Conseil d'État, 7ème chambre, 14/03/2023, 465456, Inédit au recueil Lebon

Texte intégral

RÉPUBLIQUE FRANCAISE
AU NOM DU PEUPLE FRANCAIS

Vu la procédure suivante :

La société Chassaing TP a demandé au juge des référés du tribunal administratif de Toulouse, statuant sur le fondement de l'article L. 551-1 du code de justice administrative, en premier lieu, d'ordonner à la communauté d'agglomération du Grand Cahors de corriger les vices affectant la procédure de passation de l'accord-cadre à bons de commande pour des travaux de réparation et d'extension des réseaux d'assainissement, en deuxième lieu, d'enjoindre à la communauté d'agglomération d'interrompre l'exécution de la décision du 25 mai 2022, notifiée le 3 juin suivant, rejetant les offres présentées et, en dernier lieu, d'enjoindre à la communauté d'agglomération, si elle entend poursuivre la procédure en vue de l'attribution du marché, de reprendre cette procédure au stade de la sélection des offres et de respecter ses obligations de mise en concurrence.

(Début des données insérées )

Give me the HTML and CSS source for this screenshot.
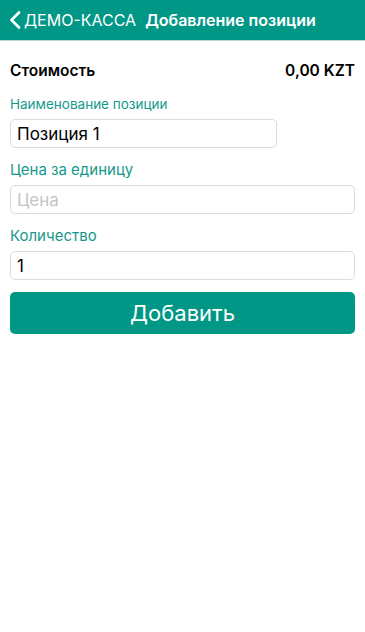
FILE: index.html
```html
<!DOCTYPE html>
<html lang="ru">
<head>
    <meta charset="UTF-8">
    <meta name="viewport" content="width=device-width, initial-scale=1.0">
    <title>Добавление позиции</title>
    <link rel="stylesheet" href="styles.css">
</head>
<body>
    <header class="navbar">
        <a class="back" href="#">
            <svg class="chevron" width="12" height="18" viewBox="0 0 12 18">
                <path d="M10 1.5 L2.5 9 L10 16.5" fill="none" stroke="#fff" stroke-width="2.6" stroke-linecap="round" stroke-linejoin="round"/>
            </svg>
            <span>ДЕМО-КАССА</span>
        </a>
        <h1 class="title">Добавление позиции</h1>
    </header>

    <main class="content">
        <div class="total">
            <span>Стоимость</span>
            <span>0,00 KZT</span>
        </div>

        <label class="field-label small" for="name">Наименование позиции</label>
        <input class="field short" type="text" id="name" value="Позиция 1">

        <label class="field-label" for="price">Цена за единицу</label>
        <input class="field" type="text" id="price" placeholder="Цена">

        <label class="field-label" for="qty">Количество</label>
        <input class="field" type="text" id="qty" value="1">

        <button type="button" class="add-btn">Добавить</button>
    </main>
</body>
</html>
```

FILE: styles.css
```css
/* Общие стили */
body {
    margin: 0;
    padding: 0;
    font-family: 'Inter', 'Noto Sans', sans-serif;
    background-color: #ffffff;
    color: #000;
}

.navbar {
    display: flex;
    align-items: center;
    height: 40px;
    padding-left: 9px;
    background-color: #009786;
    border-bottom: 1px solid #b8dcd6;
    color: #fff;
}

.back {
    display: flex;
    align-items: center;
    gap: 3px;
    color: #fff;
    text-decoration: none;
    font-size: 16px;
}

.chevron {
    display: block;
}

.title {
    margin: 0 0 0 9px;
    font-size: 16px;
    font-weight: 600;
}

.content {
    display: flex;
    flex-direction: column;
    padding: 20px 10px 0;
}

.total {
    display: flex;
    justify-content: space-between;
    line-height: 20px;
    font-size: 15.5px;
    font-weight: 600;
    margin-bottom: 15px;
}

.field-label {
    color: #14998a;
    font-size: 15px;
    line-height: 18px;
    margin: 13px 0 6px;
}

.field-label.small {
    font-size: 13.5px;
    line-height: 16px;
    margin: 0 0 7px;
}

.field {
    box-sizing: border-box;
    height: 29px;
    width: 100%;
    padding: 0 6px;
    border: 1px solid #dcdcdc;
    border-radius: 5px;
    font-family: inherit;
    font-size: 17px;
    color: #000;
    outline: none;
}

.field.short {
    width: 267px;
}

.field::placeholder {
    color: #c4c4c6;
}

.add-btn {
    margin-top: 12px;
    height: 42px;
    width: 100%;
    border: none;
    border-radius: 5px;
    background-color: #009786;
    color: #fff;
    font-family: inherit;
    font-size: 22px;
    cursor: pointer;
}
```
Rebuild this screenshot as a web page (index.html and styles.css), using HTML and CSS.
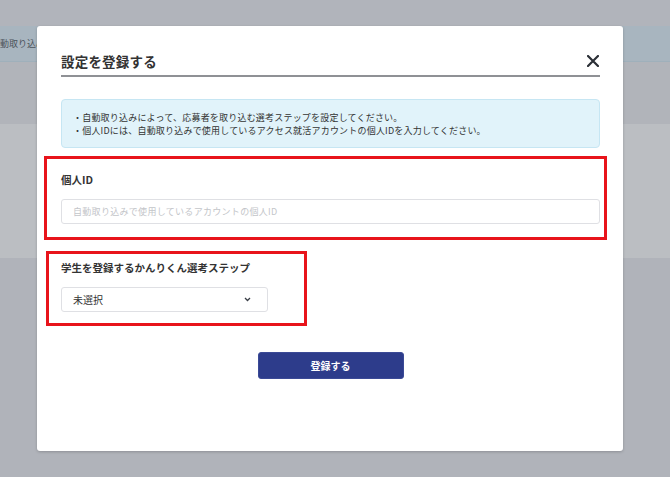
FILE: index.html
```html
<!DOCTYPE html>
<html lang="ja">
<head>
  <meta charset="UTF-8" />
  <meta name="viewport" content="width=device-width, initial-scale=1.0"/>
  <title>設定を登録する</title>
  <link rel="stylesheet" href="styles.css">
</head>
<body>
  <div class="page">
    <div class="page-top"></div>
    <div class="page-bar"><span>動取り込み</span></div>
    <div class="page-gap"></div>
    <div class="page-panel"></div>
  </div>

  <div class="modal">
    <div class="modal-header">
      <div class="modal-title">設定を登録する</div>
      <svg class="close" width="12" height="12" viewBox="0 0 12 12">
        <path d="M1 1 L11 11 M11 1 L1 11" stroke="#2b2f36" stroke-width="2.2" stroke-linecap="round" fill="none"/>
      </svg>
    </div>

    <div class="notice">
      ・自動取り込みによって、応募者を取り込む選考ステップを設定してください。<br>
      ・個人IDには、自動取り込みで使用しているアクセス就活アカウントの個人IDを入力してください。
    </div>

    <div class="field field-id">
      <div class="label">個人ID</div>
      <input type="text" class="input" placeholder="自動取り込みで使用しているアカウントの個人ID">
    </div>

    <div class="field field-step">
      <div class="label">学生を登録するかんりくん選考ステップ</div>
      <div class="select-wrap">
        <select class="select">
          <option>未選択</option>
        </select>
        <svg class="chevron" width="7" height="5" viewBox="0 0 7 5">
          <path d="M1 1 L3.5 3.5 L6 1" stroke="#3a3f47" stroke-width="1.3" fill="none"/>
        </svg>
      </div>
    </div>

    <div class="actions">
      <button>登録する</button>
    </div>
  </div>
</body>
</html>
```

FILE: styles.css
```css
* {
  box-sizing: border-box;
}

body {
  margin: 0;
  font-family: "Noto Sans CJK JP", "Noto Sans", sans-serif;
  background: #b0b3ba;
  color: #333;
  overflow: hidden;
}

/* dimmed page behind the modal */
.page-top {
  height: 26px;
  background: #b1b4bb;
}

.page-bar {
  height: 36px;
  background: #a8b5bf;
  border-bottom: 1px solid #9fb0bb;
  font-size: 9px;
  line-height: 35px;
  color: #4c535b;
  white-space: nowrap;
}

.page-gap {
  height: 62px;
  background: #b1b4ba;
}

.page-panel {
  height: 134px;
  background: #bbbec2;
}

/* modal */
.modal {
  position: absolute;
  left: 37px;
  top: 26px;
  width: 586px;
  height: 425px;
  background: #fff;
  border-radius: 3px;
  box-shadow: 0 1px 3px rgba(0,0,0,0.2);
  padding: 25px 23px 0 24px;
}

.modal-header {
  display: flex;
  justify-content: space-between;
  align-items: center;
  padding-bottom: 4px;
  border-bottom: 2px solid #8f9195;
}

.modal-title {
  font-size: 13.5px;
  font-weight: bold;
  line-height: 20px;
  color: #333;
  letter-spacing: 0.2px;
}

.close {
  margin-right: 1px;
}

.notice {
  margin-top: 22px;
  background: #e1f3fa;
  border: 1px solid #c6e6f3;
  border-radius: 4px;
  padding: 11px 11px 10px;
  font-size: 9px;
  line-height: 13px;
  letter-spacing: 0.2px;
  color: #333;
}

.field {
  border: 3px solid #e8141b;
}

.field-id {
  margin: 8px -7px 0 -17px;
  padding: 14px 4px 13px 14px;
}

.field-step {
  margin: 11px 0 0 -15px;
  width: 261px;
  padding: 7px 12px 11px 12px;
}

.label {
  font-size: 10.5px;
  font-weight: bold;
  line-height: 14px;
  color: #333;
  margin-bottom: 12px;
}

.input {
  display: block;
  width: 100%;
  height: 25px;
  border: 1px solid #dfe0e4;
  border-radius: 3px;
  padding: 0 11px;
  font-family: inherit;
  font-size: 9px;
  letter-spacing: 0.3px;
  color: #333;
  outline: none;
}

.input::placeholder {
  color: #c3c5c9;
}

.select-wrap {
  position: relative;
  width: 207px;
}

.select {
  display: block;
  width: 100%;
  height: 25px;
  appearance: none;
  -webkit-appearance: none;
  background: #fff;
  border: 1px solid #dfe0e4;
  border-radius: 3px;
  padding: 0 11px;
  font-family: inherit;
  font-size: 10px;
  color: #333;
  outline: none;
}

.chevron {
  position: absolute;
  right: 17px;
  top: 10px;
}

.actions {
  display: flex;
  justify-content: center;
  margin-top: 26px;
}

button {
  width: 146px;
  height: 27px;
  background: #2d3c8b;
  color: #fff;
  border: 1px solid #3b4a96;
  border-radius: 3px;
  font-family: inherit;
  font-size: 10px;
  font-weight: bold;
  cursor: pointer;
}
```
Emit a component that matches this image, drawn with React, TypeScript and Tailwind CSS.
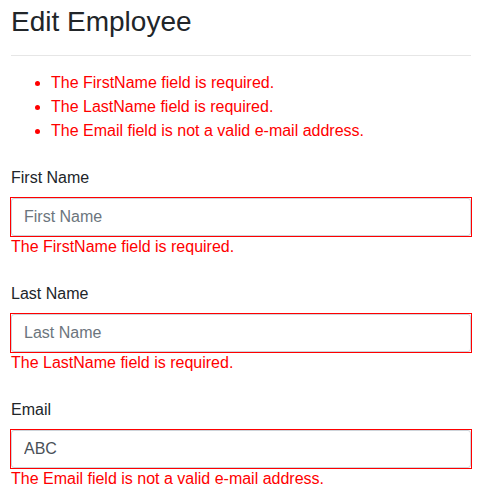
import React from 'react';

type Field = {
  label: string;
  placeholder: string;
  value?: string;
  error: string;
};

const fields: Field[] = [
  { label: 'First Name', placeholder: 'First Name', error: 'The FirstName field is required.' },
  { label: 'Last Name', placeholder: 'Last Name', error: 'The LastName field is required.' },
  { label: 'Email', placeholder: 'Email', value: 'ABC', error: 'The Email field is not a valid e-mail address.' },
];

const summary = [
  'The FirstName field is required.',
  'The LastName field is required.',
  'The Email field is not a valid e-mail address.',
];

function FormField({ field }: { field: Field }) {
  return (
    <div className="mb-[25px]">
      <label className="block leading-6 mb-2">{field.label}</label>
      {/* square red outline around the rounded input */}
      <div className="-mx-px -my-px border border-[#ff0000]">
        <input
          className="block w-full h-[38px] px-3 border border-[#ced4da] rounded-[3px] bg-white text-[16px] text-[#495057] placeholder:text-[#6c757d] outline-none"
          placeholder={field.placeholder}
          defaultValue={field.value}
        />
      </div>
      <div className="leading-[21px] text-[#ff0000]">{field.error}</div>
    </div>
  );
}

export default function App() {
  return (
    <div className="min-h-screen bg-white px-[11px] pt-[5px] font-['Liberation_Sans',Arial,sans-serif] text-[16px] leading-6 text-[#212529]">
      <h3 className="text-[28px] leading-[1.2] mb-4">Edit Employee</h3>
      <hr className="border-[#e6e6e6]" />
      <ul className="list-disc pl-10 mt-[15px] mb-[23px] text-[#ff0000]">
        {summary.map((s) => (
          <li key={s}>{s}</li>
        ))}
      </ul>
      {fields.map((f) => (
        <FormField key={f.label} field={f} />
      ))}
    </div>
  );
}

Par une ordonnance n° 2203148 du 21 juin 2022, le juge des référés du tribunal administratif de Toulouse a enjoint à la communauté d'agglomération du Grand Cahors, d'une part, d'interrompre sans délai l'exécution de toute décision se rapportant à la passation du marché objet de l'accord-cadre litigieux et, d'autre part, si elle entendait poursuivre la réalisation du programme de travaux publics en litige, de reprendre la procédure de passation dans son ensemble au stade de la définition des lots susceptibles d'y figurer.

Par un pourvoi sommaire et un mémoire complémentaire, enregistrés les 4 et 19 juillet 2022 au secrétariat du contentieux du Conseil d'Etat, la communauté d'agglomération du Grand Cahors demande au Conseil d'Etat :



1°) d'annuler cette ordonnance ;

2°) statuant en référé, de rejeter la demande de la société Chassaing TP ;

3°) de mettre à la charge de la société Chassaing TP la somme de 5 000 euros au titre de l'article L. 761-1 du code de justice administrative.

Vu les autres pièces du dossier ;

Vu :
- la convention européenne de sauvegarde des droits de l'homme et des libertés fondamentales ;
- le code de la commande publique ;
- le code de justice administrative ;


Après avoir entendu en séance publique :

- le rapport de M. David Guillarme, maître des requêtes en service extraordinaire,

- les conclusions de M. Marc Pichon de Vendeuil, rapporteur public ;

La parole ayant été donnée, après les conclusions, à la SARL Delvolvé et Trichet, avocat de la communaute d'agglomération du Grand Cahors et à la SCP Krivine, Viaud, avocat de la société Chassaing TP ;

Vu la note en délibéré, enregistrée le 22 février 2023, présentée par la société Chassaing TP ;



Considérant ce qui suit :

1. Aux termes de L. 551-5 du code de justice administrative : " Le président du tribunal administratif, ou le magistrat qu'il délègue, peut être saisi en cas de manquement aux obligations de publicité et de mise en concurrence auxquelles est soumise la passation par les entités adjudicatrices de contrats administratifs ayant pour objet l'exécution de travaux, la livraison de fournitures ou la prestation de services, avec une contrepartie économique constituée par un prix ou un droit d'exploitation (...). / Le juge est saisi avant la conclusion du contrat ".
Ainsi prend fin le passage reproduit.